Further imprisonment would have a detrimental effect on him.
[It] would not be psychologically or socially constructive.
Mr Pistorius would be better served … if he gave back in a positive and constructive way, using his skills.
- The doctor said Pistorius’ depression, anxiety, paranoia and social phobia had worsened since his trial. He has post-traumatic stress disorder but is not a psychopath.
- Scholtz said Pistorius cannot bear the sound of gunfire, even on television, and has sold all his firearms.
Pistorius will not testify
- Scholtz said did not believe Pistorius was fit to testify in this hearing:
I don’t think he is able to be a witness in this trial: his condition is severe.
- But chief prosecutor Gerrie Nel asked why Pistorius had then been able to give an interview to Britain’s ITV, to be broadcast next week.
‘His risk of reoffending is low’
- The former athlete has participated in courses on anger management and restorative justice, and the doctor believed his risk of violent reoffending was low.
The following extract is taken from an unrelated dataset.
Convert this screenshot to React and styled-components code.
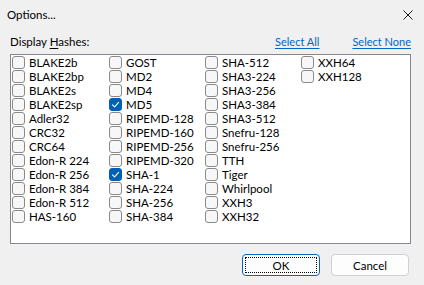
import React from "react";
import styled, { createGlobalStyle } from "styled-components";

const Global = createGlobalStyle`
  html, body { margin: 0; padding: 0; background: #f0f0f0; }
  body { font-family: Lato, "Noto Sans", "DejaVu Sans", sans-serif; font-size: 11.5px; color: #000; }
`;

const Window = styled.div`
  width: 424px;
  height: 285px;
  background: #f0f0f0;
  display: flex;
  flex-direction: column;
  box-sizing: border-box;
  overflow: hidden;
`;

const TitleBar = styled.div`
  height: 29px;
  display: flex;
  align-items: center;
  justify-content: space-between;
  padding-left: 7px;
  padding-right: 10px;
`;

const Title = styled.span`
  font-size: 11.5px;
  color: #000;
`;

const Close = styled.div`
  width: 12px;
  height: 12px;
  display: flex;
  align-items: center;
  justify-content: center;
`;

const Body = styled.div`
  padding: 0 13px 0 10px;
  display: flex;
  flex-direction: column;
`;

const HeaderRow = styled.div`
  height: 25px;
  display: flex;
  align-items: center;
`;

const Label = styled.span`
  flex: 1;
  u { text-decoration: underline; text-underline-offset: 2px; }
`;

const LinkText = styled.a`
  color: #0066cc;
  font-size: 11px;
  text-decoration: underline;
  text-underline-offset: 2px;
  margin-left: ${(p) => p.$gap}px;
  cursor: pointer;
`;

const ListBox = styled.div`
  height: 190px;
  box-sizing: border-box;
  border: 1px solid #828790;
  background: #fff;
  padding: 0 0 0 1px;
  display: grid;
  grid-auto-flow: column;
  grid-template-rows: repeat(12, 14px);
  grid-template-columns: 97px 96px 96px 96px;
  align-content: start;
`;

const Item = styled.label`
  display: flex;
  align-items: center;
  gap: 4px;
  height: 14px;
  white-space: nowrap;
  font-size: 11.5px;
  line-height: 13px;
`;

const Box = styled.span`
  width: 11px;
  height: 11px;
  border-radius: 3px;
  border: 1px solid ${(p) => (p.$checked ? "#005fb8" : "#8a8a8a")};
  background: ${(p) => (p.$checked ? "#005fb8" : "#f7f7f7")};
  display: flex;
  align-items: center;
  justify-content: center;
  flex: none;
`;

const ButtonRow = styled.div`
  display: flex;
  justify-content: flex-end;
  gap: 11px;
  margin-top: 10px;
  padding-right: 2px;
`;

const Button = styled.button`
  width: 78px;
  height: 22px;
  box-sizing: border-box;
  border-radius: 4px;
  font-family: inherit;
  font-size: 11.5px;
  color: #000;
  background: #fdfdfd;
  border: 1px solid ${(p) => (p.$primary ? "#0067c0" : "#d0d0d0")};
  padding: 2px;
  display: flex;
  align-items: stretch;
`;

const Focus = styled.span`
  flex: 1;
  display: flex;
  align-items: center;
  justify-content: center;
  border: 1px ${(p) => (p.$focus ? "dotted #000" : "solid transparent")};
`;

const columns = [
  ["BLAKE2b", "BLAKE2bp", "BLAKE2s", "BLAKE2sp", "Adler32", "CRC32", "CRC64", "Edon-R 224", "Edon-R 256", "Edon-R 384", "Edon-R 512", "HAS-160"],
  ["GOST", "MD2", "MD4", "MD5", "RIPEMD-128", "RIPEMD-160", "RIPEMD-256", "RIPEMD-320", "SHA-1", "SHA-224", "SHA-256", "SHA-384"],
  ["SHA-512", "SHA3-224", "SHA3-256", "SHA3-384", "SHA3-512", "Snefru-128", "Snefru-256", "TTH", "Tiger", "Whirlpool", "XXH3", "XXH32"],
  ["XXH64", "XXH128"],
];
const checked = new Set(["MD5", "SHA-1"]);

function Check() {
  return (
    <svg width="9" height="9" viewBox="0 0 9 9">
      <path d="M1.5 4.8 L3.6 6.8 L7.6 2.3" fill="none" stroke="#fff" strokeWidth="1.1" strokeLinecap="round" strokeLinejoin="round" />
    </svg>
  );
}

export default function App() {
  const items = columns.flat();
  return (
    <>
      <Global />
      <Window>
        <TitleBar>
          <Title>Options...</Title>
          <Close>
            <svg width="10" height="10" viewBox="0 0 10 10">
              <path d="M0.5 0.5 L9.5 9.5 M9.5 0.5 L0.5 9.5" stroke="#1a1a1a" strokeWidth="1" />
            </svg>
          </Close>
        </TitleBar>
        <Body>
          <HeaderRow>
            <Label>
              Display <u>H</u>ashes:
            </Label>
            <LinkText $gap={0}>Select All</LinkText>
            <LinkText $gap={33}>Select None</LinkText>
          </HeaderRow>
          <ListBox>
            {items.map((name) => (
              <Item key={name}>
                <Box $checked={checked.has(name)}>{checked.has(name) && <Check />}</Box>
                {name}
              </Item>
            ))}
          </ListBox>
          <ButtonRow>
            <Button $primary>
              <Focus $focus>OK</Focus>
            </Button>
            <Button>
              <Focus>Cancel</Focus>
            </Button>
          </ButtonRow>
        </Body>
      </Window>
    </>
  );
}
But he was ‘verbally violent and aggressive’ in prison
- Nel said a separate report by a prison psychologist found Pistorius was “verbally violent and aggressive” towards staff.
- Scholtz justified omitting this report from his own, saying it was a “poor report” and “unscientific”.
- Barry Roux, for the defence, said an episode in which Pistorius banged a table came after he had been denied access to a painkilling drug, Voltaren, for three weeks.
There are conflicting versions of his time in prison
- The prosecution argued that information in the psychological report about Pistorius being assaulted in prison and witnessing a hanging were untrue.
- Scholtz rejected a prosecution claim that two antidepressant drugs – Molipaxin and Cipralex – found in Pistorius’ cell were “illegal”.
Pistorius ‘accepts he murdered Steenkamp’
- Nel pushed Scholtz to confirm if Pistorius now admitted intentionally firing into the door and the person behind it (Pistorius had previously insisted it was an accident and/or self-defence):
Nel: Did Mr Pistorius indicate to you that he intentionally shot at the door knowing there was a person in the bathroom?
Scholtz: Yes …
Nel: That’s the first version of him intentionally shooting at the person that we’ve had in this court.
It’s not clear if the Steenkamps will testify
- Nel has not yet revealed how many witnesses he will call, or who they will be. Reports suggested Barry Steenkamp, Reeva Steenkamp’s father, might appear in aggravation of sentence.
- Nel said June Steenkamp had forgiven Pistorius, but “for her sake, not for his sake”.
- Scholtz told the court Pistorius had paid the Steenkamps R6,500 a month because:
This is the kind of person he is … It was not seen by him as some kind of means to change anything … This is what he does: he helps.
The court resumes on Tuesday at 9.30am local time (7.30am GMT), when we expect to hear from the second witness for the defence.